# [Direction]
The listing below must be repeated word for word, with its images excluded.

= = =

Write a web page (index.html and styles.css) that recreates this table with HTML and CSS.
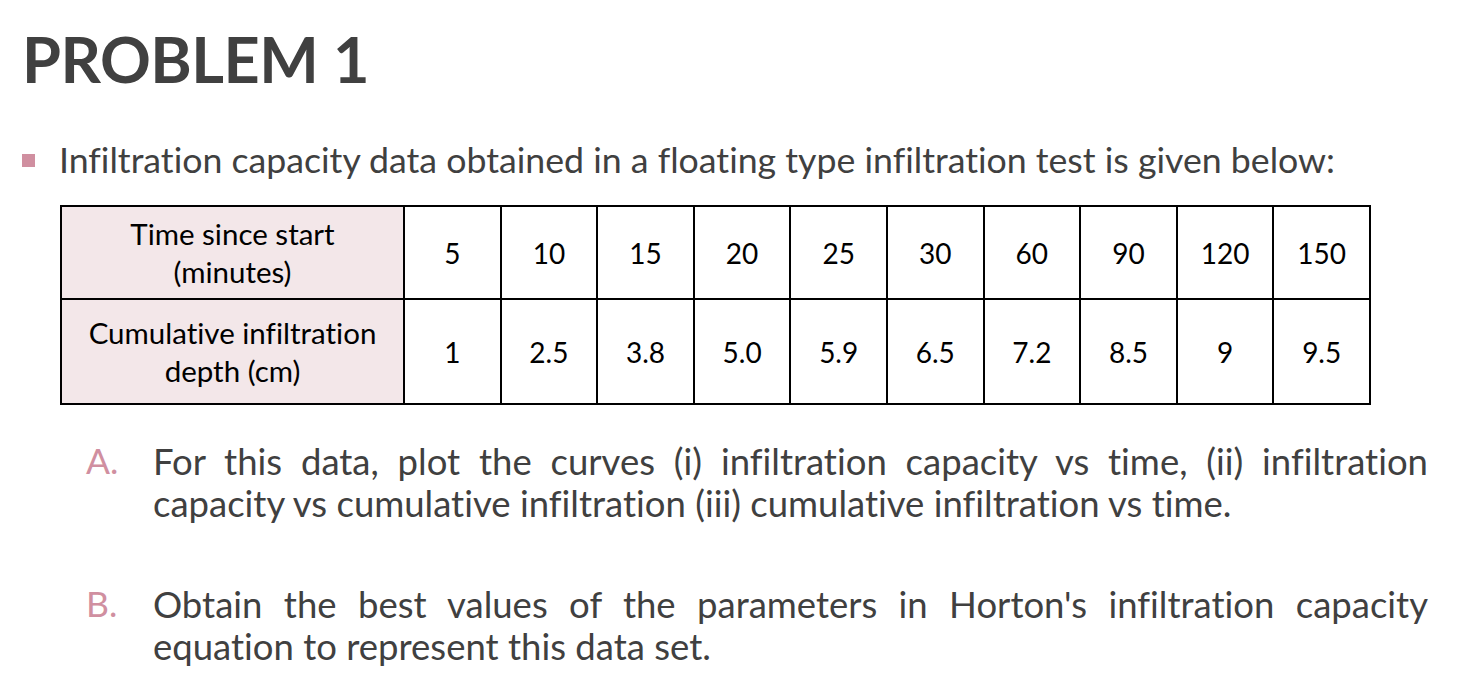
FILE: index.html
```html
<!DOCTYPE html>
<html lang="en">
<head>
    <meta charset="UTF-8">
    <title>Problem 1</title>
    <link rel="stylesheet" href="styles.css">
</head>
<body>
    <div class="slide">
        <h1>PROBLEM 1</h1>

        <div class="bullet">
            <span class="square"></span>
            <p>Infiltration capacity data obtained in a floating type infiltration test is given below:</p>
        </div>

        <table class="data">
            <tr>
                <th>Time since start<br>(minutes)</th>
                <td>5</td><td>10</td><td>15</td><td>20</td><td>25</td>
                <td>30</td><td>60</td><td>90</td><td>120</td><td>150</td>
            </tr>
            <tr class="tall">
                <th>Cumulative infiltration<br>depth (cm)</th>
                <td>1</td><td>2.5</td><td>3.8</td><td>5.0</td><td>5.9</td>
                <td>6.5</td><td>7.2</td><td>8.5</td><td>9</td><td>9.5</td>
            </tr>
        </table>

        <ol class="tasks">
            <li>
                <span class="mark">A.</span>
                <p>For this data, plot the curves (i) infiltration capacity vs time, (ii) infiltration capacity vs cumulative infiltration (iii) cumulative infiltration vs time.</p>
            </li>
            <li>
                <span class="mark">B.</span>
                <p>Obtain the best values of the parameters in Horton's infiltration capacity equation to represent this data set.</p>
            </li>
        </ol>
    </div>
</body>
</html>
```

FILE: styles.css
```css
* {
    box-sizing: border-box;
}

body {
    margin: 0;
    background-color: #fff;
    color: #404040;
    font-family: 'Lato', sans-serif;
    font-variant-ligatures: none;
}

.slide {
    width: 1458px;
    height: 700px;
    padding: 22px 0 0 22px;
    overflow: hidden;
}

h1 {
    margin: 0;
    font-size: 63px;
    font-weight: bold;
    line-height: 74px;
    letter-spacing: -0.5px;
}

.bullet {
    display: flex;
    align-items: center;
    gap: 24px;
    margin-top: 42px;
}

.square {
    width: 13px;
    height: 13px;
    flex: 0 0 13px;
    background-color: #d08fa0;
}

.bullet p {
    margin: 0;
    font-size: 35.7px;
    line-height: 44px;
}

.data {
    border-collapse: collapse;
    margin: 23px 0 0 38px;
    width: 1311px;
    color: #000;
    font-size: 28px;
    table-layout: fixed;
}

.data th,
.data td {
    border: 2px solid #000;
    text-align: center;
    font-weight: normal;
    line-height: 38px;
    padding: 0;
    height: 93px;
}

.data th {
    width: 343px;
    font-size: 29.5px;
    background-color: #f3e7e9;
}

.data .tall th,
.data .tall td {
    height: 105px;
}

.tasks {
    list-style: none;
    margin: 35px 0 0 64px;
    padding: 0;
    width: 1342px;
}

.tasks li {
    display: flex;
    margin-bottom: 59px;
}

.mark {
    flex: 0 0 67px;
    color: #d08fa0;
    font-size: 35.5px;
    line-height: 42px;
}

.tasks p {
    margin: 0;
    flex: 1;
    font-size: 36.5px;
    line-height: 42px;
    text-align: justify;
}
```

= = =

# [Written answer]
Write a web page (index.html and styles.css) that recreates this table with HTML and CSS.
FILE: index.html
```html
<!DOCTYPE html>
<html lang="en">
<head>
    <meta charset="UTF-8">
    <title>Problem 1</title>
    <link rel="stylesheet" href="styles.css">
</head>
<body>
    <div class="slide">
        <h1>PROBLEM 1</h1>

        <div class="bullet">
            <span class="square"></span>
            <p>Infiltration capacity data obtained in a floating type infiltration test is given below:</p>
        </div>

        <table class="data">
            <tr>
                <th>Time since start<br>(minutes)</th>
                <td>5</td><td>10</td><td>15</td><td>20</td><td>25</td>
                <td>30</td><td>60</td><td>90</td><td>120</td><td>150</td>
            </tr>
            <tr class="tall">
                <th>Cumulative infiltration<br>depth (cm)</th>
                <td>1</td><td>2.5</td><td>3.8</td><td>5.0</td><td>5.9</td>
                <td>6.5</td><td>7.2</td><td>8.5</td><td>9</td><td>9.5</td>
            </tr>
        </table>

        <ol class="tasks">
            <li>
                <span class="mark">A.</span>
                <p>For this data, plot the curves (i) infiltration capacity vs time, (ii) infiltration capacity vs cumulative infiltration (iii) cumulative infiltration vs time.</p>
            </li>
            <li>
                <span class="mark">B.</span>
                <p>Obtain the best values of the parameters in Horton's infiltration capacity equation to represent this data set.</p>
            </li>
        </ol>
    </div>
</body>
</html>
```

FILE: styles.css
```css
* {
    box-sizing: border-box;
}

body {
    margin: 0;
    background-color: #fff;
    color: #404040;
    font-family: 'Lato', sans-serif;
    font-variant-ligatures: none;
}

.slide {
    width: 1458px;
    height: 700px;
    padding: 22px 0 0 22px;
    overflow: hidden;
}

h1 {
    margin: 0;
    font-size: 63px;
    font-weight: bold;
    line-height: 74px;
    letter-spacing: -0.5px;
}

.bullet {
    display: flex;
    align-items: center;
    gap: 24px;
    margin-top: 42px;
}

.square {
    width: 13px;
    height: 13px;
    flex: 0 0 13px;
    background-color: #d08fa0;
}

.bullet p {
    margin: 0;
    font-size: 35.7px;
    line-height: 44px;
}

.data {
    border-collapse: collapse;
    margin: 23px 0 0 38px;
    width: 1311px;
    color: #000;
    font-size: 28px;
    table-layout: fixed;
}

.data th,
.data td {
    border: 2px solid #000;
    text-align: center;
    font-weight: normal;
    line-height: 38px;
    padding: 0;
    height: 93px;
}

.data th {
    width: 343px;
    font-size: 29.5px;
    background-color: #f3e7e9;
}

.data .tall th,
.data .tall td {
    height: 105px;
}

.tasks {
    list-style: none;
    margin: 35px 0 0 64px;
    padding: 0;
    width: 1342px;
}

.tasks li {
    display: flex;
    margin-bottom: 59px;
}

.mark {
    flex: 0 0 67px;
    color: #d08fa0;
    font-size: 35.5px;
    line-height: 42px;
}

.tasks p {
    margin: 0;
    flex: 1;
    font-size: 36.5px;
    line-height: 42px;
    text-align: justify;
}
```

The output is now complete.